The Evolution of Short Story Criticism: Then and now

Oct. 27, 2023, 1:11 a.m.

“We have professors of poetry and professors of ethnicized literature, but no professors of the short story,” Michael J. Collins said to a Stanford crowd on Tuesday. He joked that it may be because it would then be one’s job to read very little. 

On Oct. 24, Stanford University’s English, creative writing and American studies departments inaugurated Short Story Week with a gathering of eminent academics and writers from across the world, titled “Futures of Short Story Criticism: A Roundtable.” The Terrace Room at Margaret Jacks hosted excited undergraduates, graduate students and visiting academics for lunch with a side of a good story.

The event celebrated the publishing of the brand-new “Cambridge Companion to the American Short Story,” edited by Michael J. Collins and Stanford English professor Gavin Jones.
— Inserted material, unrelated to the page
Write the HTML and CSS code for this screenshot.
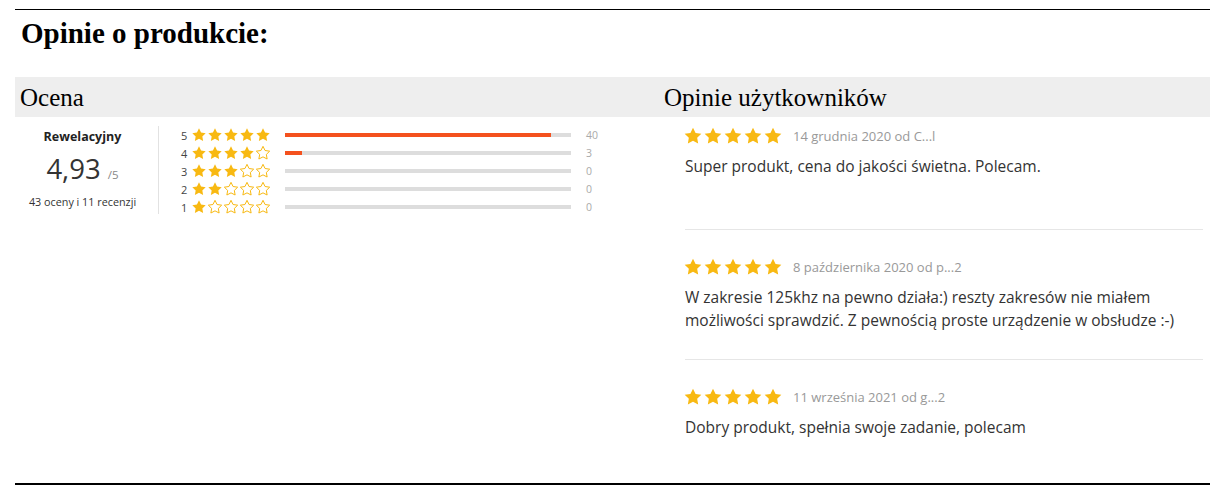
FILE: index.html
```html
<!DOCTYPE html>
<html lang="pl">
<head>
<meta charset="utf-8">
<title>Opinie o produkcie</title>
<link rel="stylesheet" href="styles.css">
</head>
<body>
<svg width="0" height="0" class="defs">
  <defs>
    <path id="star" d="M12 2l3.09 6.26L22 9.27l-5 4.870 1.18 6.88L12 17.77l-6.18 3.25L7 14.14 2 9.27l6.91-1.01L12 2z"/>
  </defs>
</svg>
<div class="page">
  <h2 class="title">Opinie o produkcie:</h2>
  <div class="cols">
    <div class="col-left">
      <div class="col-head">Ocena</div>
      <div class="rating">
        <div class="summary">
          <div class="verdict">Rewelacyjny</div>
          <div class="score">4,93 <span class="of">/5</span></div>
          <div class="counts">43 oceny i 11 recenzji</div>
        </div>
        <div class="dist">
          <div class="dist-row">
            <span class="num">5</span>
            <span class="stars-sm">
              <svg viewBox="0 0 24 24" class="on"><use href="#star"/></svg><svg viewBox="0 0 24 24" class="on"><use href="#star"/></svg><svg viewBox="0 0 24 24" class="on"><use href="#star"/></svg><svg viewBox="0 0 24 24" class="on"><use href="#star"/></svg><svg viewBox="0 0 24 24" class="on"><use href="#star"/></svg>
            </span>
            <span class="bar"><span class="fill" style="width:93%"></span></span>
            <span class="cnt">40</span>
          </div>
          <div class="dist-row">
            <span class="num">4</span>
            <span class="stars-sm">
              <svg viewBox="0 0 24 24" class="on"><use href="#star"/></svg><svg viewBox="0 0 24 24" class="on"><use href="#star"/></svg><svg viewBox="0 0 24 24" class="on"><use href="#star"/></svg><svg viewBox="0 0 24 24" class="on"><use href="#star"/></svg><svg viewBox="0 0 24 24" class="off"><use href="#star"/></svg>
            </span>
            <span class="bar"><span class="fill" style="width:6%"></span></span>
            <span class="cnt">3</span>
          </div>
          <div class="dist-row">
            <span class="num">3</span>
            <span class="stars-sm">
              <svg viewBox="0 0 24 24" class="on"><use href="#star"/></svg><svg viewBox="0 0 24 24" class="on"><use href="#star"/></svg><svg viewBox="0 0 24 24" class="on"><use href="#star"/></svg><svg viewBox="0 0 24 24" class="off"><use href="#star"/></svg><svg viewBox="0 0 24 24" class="off"><use href="#star"/></svg>
            </span>
            <span class="bar"></span>
            <span class="cnt">0</span>
          </div>
          <div class="dist-row">
            <span class="num">2</span>
            <span class="stars-sm">
              <svg viewBox="0 0 24 24" class="on"><use href="#star"/></svg><svg viewBox="0 0 24 24" class="on"><use href="#star"/></svg><svg viewBox="0 0 24 24" class="off"><use href="#star"/></svg><svg viewBox="0 0 24 24" class="off"><use href="#star"/></svg><svg viewBox="0 0 24 24" class="off"><use href="#star"/></svg>
            </span>
            <span class="bar"></span>
            <span class="cnt">0</span>
          </div>
          <div class="dist-row">
            <span class="num">1</span>
            <span class="stars-sm">
              <svg viewBox="0 0 24 24" class="on"><use href="#star"/></svg><svg viewBox="0 0 24 24" class="off"><use href="#star"/></svg><svg viewBox="0 0 24 24" class="off"><use href="#star"/></svg><svg viewBox="0 0 24 24" class="off"><use href="#star"/></svg><svg viewBox="0 0 24 24" class="off"><use href="#star"/></svg>
            </span>
            <span class="bar"></span>
            <span class="cnt">0</span>
          </div>
        </div>
      </div>
    </div>
    <div class="col-right">
      <div class="col-head">Opinie użytkowników</div>
      <div class="review review-first">
        <div class="review-head">
          <span class="stars-lg">
            <svg viewBox="0 0 24 24" class="on"><use href="#star"/></svg><svg viewBox="0 0 24 24" class="on"><use href="#star"/></svg><svg viewBox="0 0 24 24" class="on"><use href="#star"/></svg><svg viewBox="0 0 24 24" class="on"><use href="#star"/></svg><svg viewBox="0 0 24 24" class="on"><use href="#star"/></svg>
          </span>
          <span class="date">14 grudnia 2020 od C...l</span>
        </div>
        <p class="review-text">Super produkt, cena do jakości świetna. Polecam.</p>
      </div>
      <div class="review">
        <div class="review-head">
          <span class="stars-lg">
            <svg viewBox="0 0 24 24" class="on"><use href="#star"/></svg><svg viewBox="0 0 24 24" class="on"><use href="#star"/></svg><svg viewBox="0 0 24 24" class="on"><use href="#star"/></svg><svg viewBox="0 0 24 24" class="on"><use href="#star"/></svg><svg viewBox="0 0 24 24" class="on"><use href="#star"/></svg>
          </span>
          <span class="date">8 października 2020 od p...2</span>
        </div>
        <p class="review-text">W zakresie 125khz na pewno działa:) reszty zakresów nie miałem możliwości sprawdzić. Z pewnością proste urządzenie w obsłudze :-)</p>
      </div>
      <div class="review review-last">
        <div class="review-head">
          <span class="stars-lg">
            <svg viewBox="0 0 24 24" class="on"><use href="#star"/></svg><svg viewBox="0 0 24 24" class="on"><use href="#star"/></svg><svg viewBox="0 0 24 24" class="on"><use href="#star"/></svg><svg viewBox="0 0 24 24" class="on"><use href="#star"/></svg><svg viewBox="0 0 24 24" class="on"><use href="#star"/></svg>
          </span>
          <span class="date">11 września 2021 od g...2</span>
        </div>
        <p class="review-text">Dobry produkt, spełnia swoje zadanie, polecam</p>
      </div>
    </div>
  </div>
</div>
</body>
</html>
```

FILE: styles.css
```css
html, body {
  margin: 0;
  padding: 0;
  background: #fff;
}

body {
  font-family: "Open Sans", "Liberation Sans", sans-serif;
  color: #333;
}

.defs {
  position: absolute;
  width: 0;
  height: 0;
  overflow: hidden;
}

.page {
  width: 1195px;
  margin: 9px 0 0 15px;
  border-top: 1px solid #000;
  border-bottom: 2px solid #000;
}

.title {
  font-family: "Liberation Serif", "Times New Roman", serif;
  font-weight: bold;
  font-size: 29px;
  line-height: 34px;
  color: #000;
  margin: 6px 0 27px 6px;
}

.cols {
  display: flex;
}

.col-left {
  width: 644px;
}

.col-right {
  flex: 1;
}

.col-head {
  box-sizing: border-box;
  height: 40px;
  padding: 2px 5px 0;
  background: #eeeeee;
  font-family: "Liberation Serif", "Times New Roman", serif;
  font-size: 25px;
  line-height: 38px;
  color: #000;
}

/* rating summary */
.rating {
  display: flex;
  padding-top: 9px;
}

.summary {
  box-sizing: border-box;
  width: 144px;
  padding-right: 8px;
  height: 88px;
  border-right: 1px solid #e2e2e2;
  text-align: center;
}

.verdict {
  font-size: 12.5px;
  font-weight: bold;
  line-height: 16px;
  color: #222;
  margin-top: 3px;
}

.score {
  font-size: 27.5px;
  line-height: 34px;
  color: #333;
  margin-top: 7px;
}

.of {
  font-size: 11.5px;
  color: #888;
}

.counts {
  font-size: 10.8px;
  line-height: 14px;
  color: #333;
  margin-top: 3px;
}

.dist {
  padding-left: 22px;
}

.dist-row {
  display: flex;
  align-items: center;
  height: 18px;
}

.num {
  width: 6px;
  font-size: 11px;
  color: #444;
}

.stars-sm {
  display: flex;
  margin-left: 4px;
}

.stars-sm svg {
  width: 16px;
  height: 16px;
}

.on use {
  fill: #f8b912;
}

.off use {
  fill: none;
  stroke: #f8b912;
  stroke-width: 1.5;
  stroke-linejoin: round;
}

.bar {
  position: relative;
  width: 286px;
  height: 4px;
  margin-left: 14px;
  background: #dddddd;
}

.fill {
  display: block;
  height: 100%;
  background: #f4511e;
}

.cnt {
  margin-left: 15px;
  font-size: 10.5px;
  color: #aaa;
}

/* reviews */
.review {
  margin: 0 7px 0 26px;
  padding: 27px 0 27px;
  border-bottom: 1px solid #e6e6e6;
}

.review-first {
  padding-top: 9px;
  padding-bottom: 28px;
}

.review-last {
  border-bottom: none;
  padding-bottom: 21px;
}

.review-head {
  display: flex;
  align-items: center;
  height: 20px;
}

.stars-lg {
  display: flex;
  margin-left: -2px;
}

.stars-lg svg {
  width: 20px;
  height: 20px;
}

.date {
  margin-left: 10px;
  font-size: 13px;
  color: #999;
}

.review-text {
  margin: 9px 0 0;
  min-height: 46px;
  font-size: 15.5px;
  line-height: 23px;
  color: #333;
}
```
Collins, who is the deputy head of American studies at King’s College London, was joined by eight other speakers from Stanford and other universities.

Like the “Companion,” Tuesday’s roundtable explored the definition of short story criticism, its evolution throughout literary history and the genre’s somewhat ambiguous relevance to readers and writers today. In his opening talk, Collins portrayed the short story as the underappreciated “gawky kid” of the literary family, hinting at the challenges it faces in an academic landscape and readership dominated by longer, “more glamorous” narratives like novels.
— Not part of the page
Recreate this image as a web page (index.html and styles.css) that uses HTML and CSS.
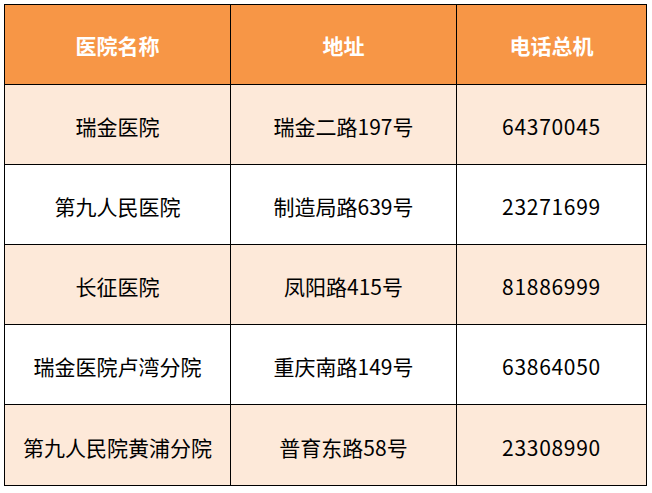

To lend context to the role of short stories today, Associate Professor Mark Algee-Hewitt gave an overview of the form’s history, noting that it emerged after the dominance of novels in the 19th century. Algee-Hewitt, who is a Stanford English department faculty member and the director of Stanford’s Literary Lab, underscored how the short story maintained its uniqueness while adapting over time. 

Inherently different in length from both poetry and novels, this form occupies a distinct literary space, according to speakers. Algee-Hewitt said that even today, in an era marked by rapid technological advancements, short stories continue to find their place in various media and genres. Their presence in modern formats like fanfiction, cell phone novels and screenplays challenges the notion that longer narratives are the sole literary currency of the digital age, he said.

Still, speakers explained that short stories struggle to garner attention in commercial publishing today due to their perceived lack of profitability and reader appeal. Seventh-year Ph.D. student Jessica C. Jordan spoke to one paradox of short story consumption today: short stories can be financially lucrative when distributed through magazines as a quick, enticing choice for readers, but the same stories tend to lose their appeal when bundled together in collections.

According to Jordan, this dichotomy encapsulates the short story’s unique market dynamics. Brevity captures the reader’s attention as a standalone piece, while the aggregate diminishes the allure.

McGill University assistant professor Alexander Manshel Ph.D. ’19, said that amid the shifting landscape of short story publishing, these works have found a niche in the mass educational system, particularly within high school English curricula. He identified this as another site of friction.

While short stories thrive on brevity and the ability to convey depth through minimalism, the English classroom environment often decompresses these details, leading to what Manshel termed “analytical maximalism.” In this academic setting, every element within a short story becomes a subject of scrutiny, emphasizing the stark contrast between the literary world’s perspective on short stories and their role within education.

Long Le-Khac, an assistant professor in the ethnic studies department at University of California, Berkeley, opined that short story analysis is at its best when it acknowledges and embraces the format’s unique place in the literary ecosystem. This intricate relationship between the literary form and its academic interpretation underscores the short story’s capacity for both brevity and depth.

Across the roundtable’s varied segments, speakers emphasized the enigmatic duality and endurance of the short story form.